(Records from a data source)
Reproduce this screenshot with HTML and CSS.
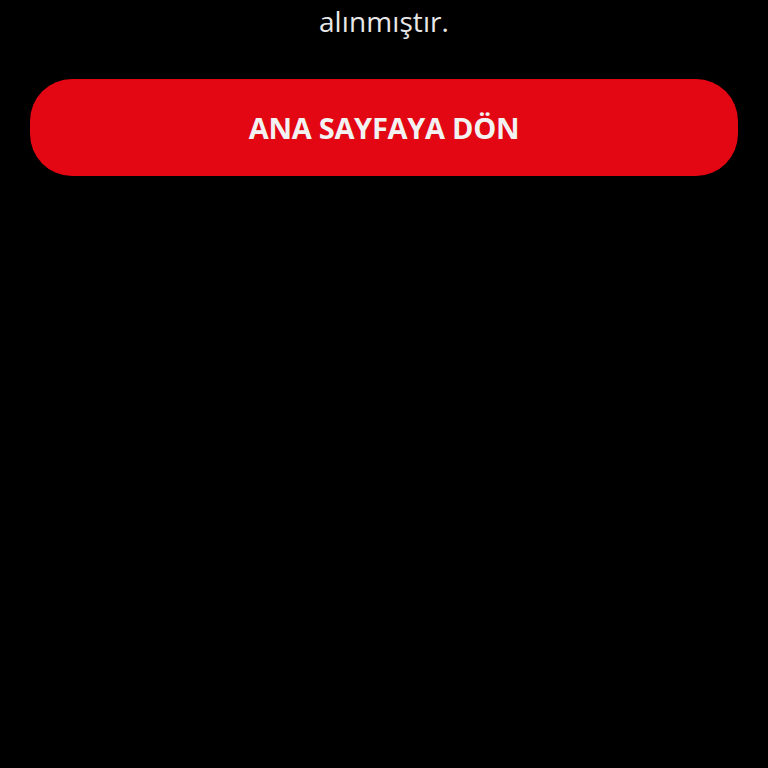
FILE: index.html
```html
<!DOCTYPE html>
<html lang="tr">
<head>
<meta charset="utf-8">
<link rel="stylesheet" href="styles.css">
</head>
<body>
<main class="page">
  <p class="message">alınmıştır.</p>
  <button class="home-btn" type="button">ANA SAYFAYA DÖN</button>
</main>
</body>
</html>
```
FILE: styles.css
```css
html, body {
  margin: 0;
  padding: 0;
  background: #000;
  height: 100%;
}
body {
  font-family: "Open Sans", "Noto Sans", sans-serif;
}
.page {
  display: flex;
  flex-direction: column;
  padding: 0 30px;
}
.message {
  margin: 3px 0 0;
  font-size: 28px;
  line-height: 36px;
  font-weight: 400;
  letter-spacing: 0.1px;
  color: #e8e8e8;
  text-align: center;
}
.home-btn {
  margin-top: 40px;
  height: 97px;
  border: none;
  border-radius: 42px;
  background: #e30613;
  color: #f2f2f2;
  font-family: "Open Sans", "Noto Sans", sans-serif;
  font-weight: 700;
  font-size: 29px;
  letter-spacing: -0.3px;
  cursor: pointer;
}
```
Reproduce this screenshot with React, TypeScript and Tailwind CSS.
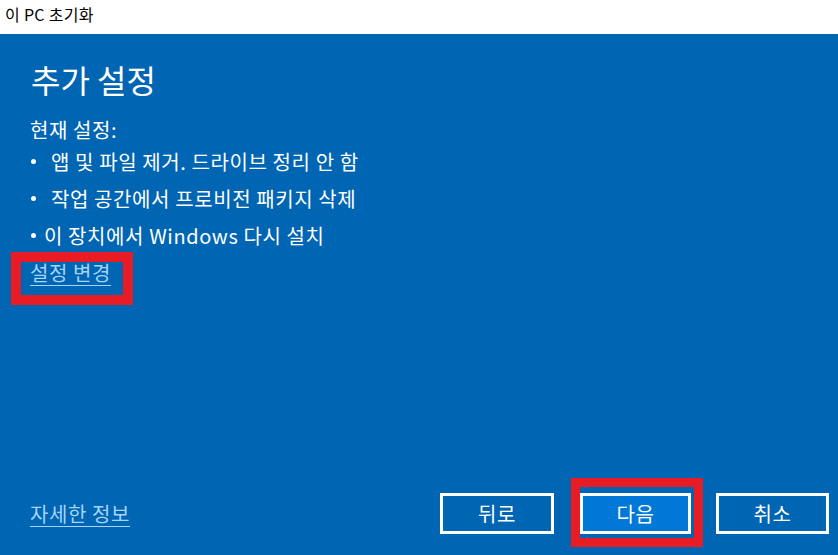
---
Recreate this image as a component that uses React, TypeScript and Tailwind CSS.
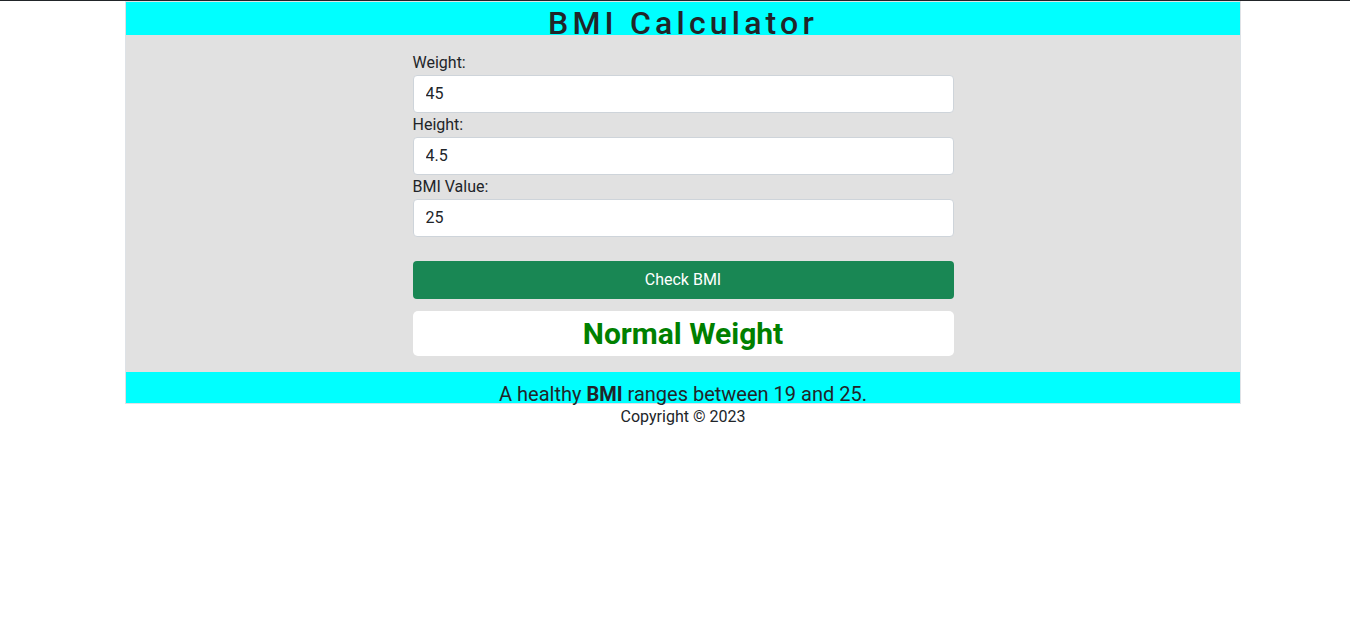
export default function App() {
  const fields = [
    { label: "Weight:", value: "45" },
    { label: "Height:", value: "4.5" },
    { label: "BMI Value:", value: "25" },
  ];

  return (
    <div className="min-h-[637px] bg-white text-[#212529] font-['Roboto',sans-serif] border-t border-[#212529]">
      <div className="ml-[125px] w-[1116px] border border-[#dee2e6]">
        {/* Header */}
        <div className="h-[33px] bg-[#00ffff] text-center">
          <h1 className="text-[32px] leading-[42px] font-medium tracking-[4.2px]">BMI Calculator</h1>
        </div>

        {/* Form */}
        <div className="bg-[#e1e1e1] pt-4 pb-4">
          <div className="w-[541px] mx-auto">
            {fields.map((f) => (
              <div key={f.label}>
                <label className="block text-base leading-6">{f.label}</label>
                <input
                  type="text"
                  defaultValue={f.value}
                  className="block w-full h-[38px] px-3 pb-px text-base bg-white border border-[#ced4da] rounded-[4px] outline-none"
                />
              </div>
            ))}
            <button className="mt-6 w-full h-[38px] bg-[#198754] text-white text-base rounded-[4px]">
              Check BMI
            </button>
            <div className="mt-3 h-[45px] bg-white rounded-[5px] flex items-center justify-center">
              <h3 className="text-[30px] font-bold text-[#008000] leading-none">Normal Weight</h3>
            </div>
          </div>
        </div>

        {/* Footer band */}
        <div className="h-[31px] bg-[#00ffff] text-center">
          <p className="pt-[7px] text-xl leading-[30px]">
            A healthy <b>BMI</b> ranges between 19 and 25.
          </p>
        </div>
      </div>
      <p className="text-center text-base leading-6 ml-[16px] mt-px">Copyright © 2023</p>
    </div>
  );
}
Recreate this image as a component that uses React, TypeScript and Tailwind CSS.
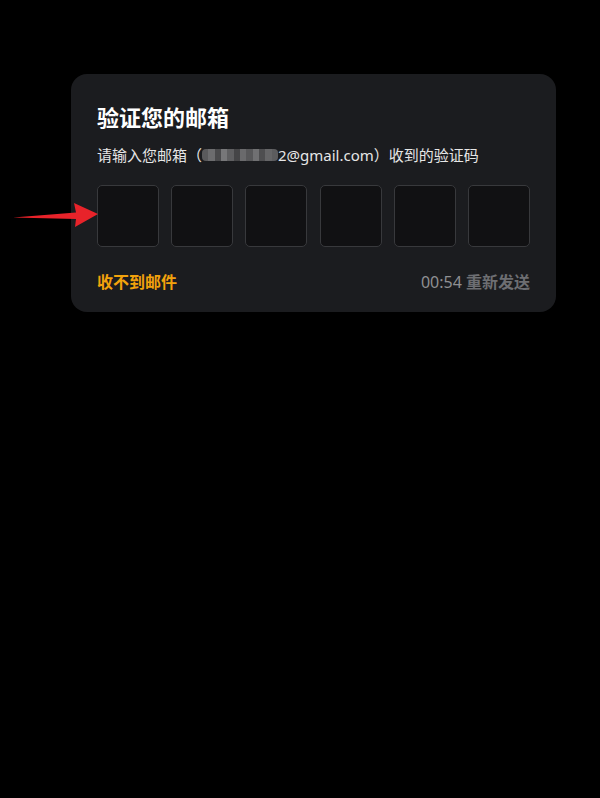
--
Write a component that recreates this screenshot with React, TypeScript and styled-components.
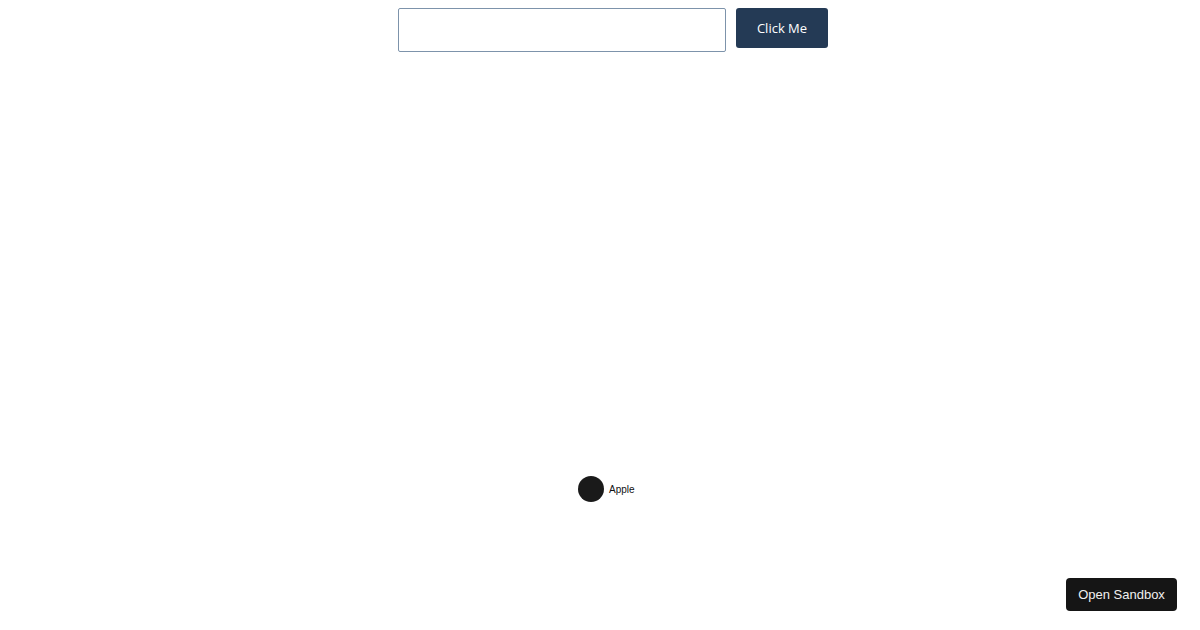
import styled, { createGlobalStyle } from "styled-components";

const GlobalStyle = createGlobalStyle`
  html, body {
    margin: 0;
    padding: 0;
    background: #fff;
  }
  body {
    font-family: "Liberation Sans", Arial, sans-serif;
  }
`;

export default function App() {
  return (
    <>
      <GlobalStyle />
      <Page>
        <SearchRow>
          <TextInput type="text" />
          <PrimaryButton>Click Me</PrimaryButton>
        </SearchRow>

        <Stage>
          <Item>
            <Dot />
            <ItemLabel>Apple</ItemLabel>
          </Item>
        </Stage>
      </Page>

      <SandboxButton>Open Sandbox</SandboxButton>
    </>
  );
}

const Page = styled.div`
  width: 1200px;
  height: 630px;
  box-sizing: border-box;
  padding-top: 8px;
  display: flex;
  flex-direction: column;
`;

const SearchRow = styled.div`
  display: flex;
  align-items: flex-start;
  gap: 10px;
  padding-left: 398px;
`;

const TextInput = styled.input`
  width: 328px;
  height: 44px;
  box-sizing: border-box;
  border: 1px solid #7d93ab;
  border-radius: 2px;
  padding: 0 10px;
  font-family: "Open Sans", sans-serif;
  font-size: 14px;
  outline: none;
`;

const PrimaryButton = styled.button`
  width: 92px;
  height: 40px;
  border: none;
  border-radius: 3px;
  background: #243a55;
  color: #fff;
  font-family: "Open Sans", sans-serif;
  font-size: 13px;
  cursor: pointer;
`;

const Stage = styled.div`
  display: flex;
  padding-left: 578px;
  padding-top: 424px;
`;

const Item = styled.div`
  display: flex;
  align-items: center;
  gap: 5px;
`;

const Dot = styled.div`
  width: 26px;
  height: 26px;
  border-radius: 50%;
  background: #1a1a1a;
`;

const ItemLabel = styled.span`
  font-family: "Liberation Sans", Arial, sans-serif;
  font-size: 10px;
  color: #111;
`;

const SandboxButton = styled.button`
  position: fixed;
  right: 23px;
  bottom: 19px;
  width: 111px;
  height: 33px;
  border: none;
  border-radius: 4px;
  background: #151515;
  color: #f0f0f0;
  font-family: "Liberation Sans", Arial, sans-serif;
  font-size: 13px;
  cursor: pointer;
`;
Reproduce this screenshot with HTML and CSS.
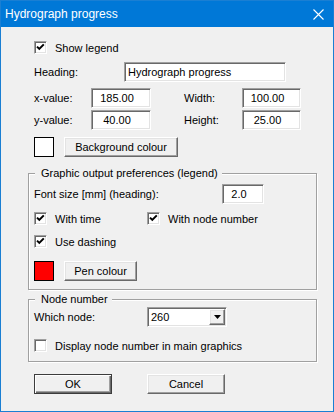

▶ Exercise brief: Copy down every line of the entries containing the word "styled".

▶ Full output:
Write a component that recreates this screenshot with React, TypeScript and styled-components.
import styled, { createGlobalStyle } from "styled-components";
const Page = styled.div`
const SearchRow = styled.div`
const TextInput = styled.input`
const PrimaryButton = styled.button`
const Stage = styled.div`
const Item = styled.div`
const Dot = styled.div`
const ItemLabel = styled.span`
const SandboxButton = styled.button`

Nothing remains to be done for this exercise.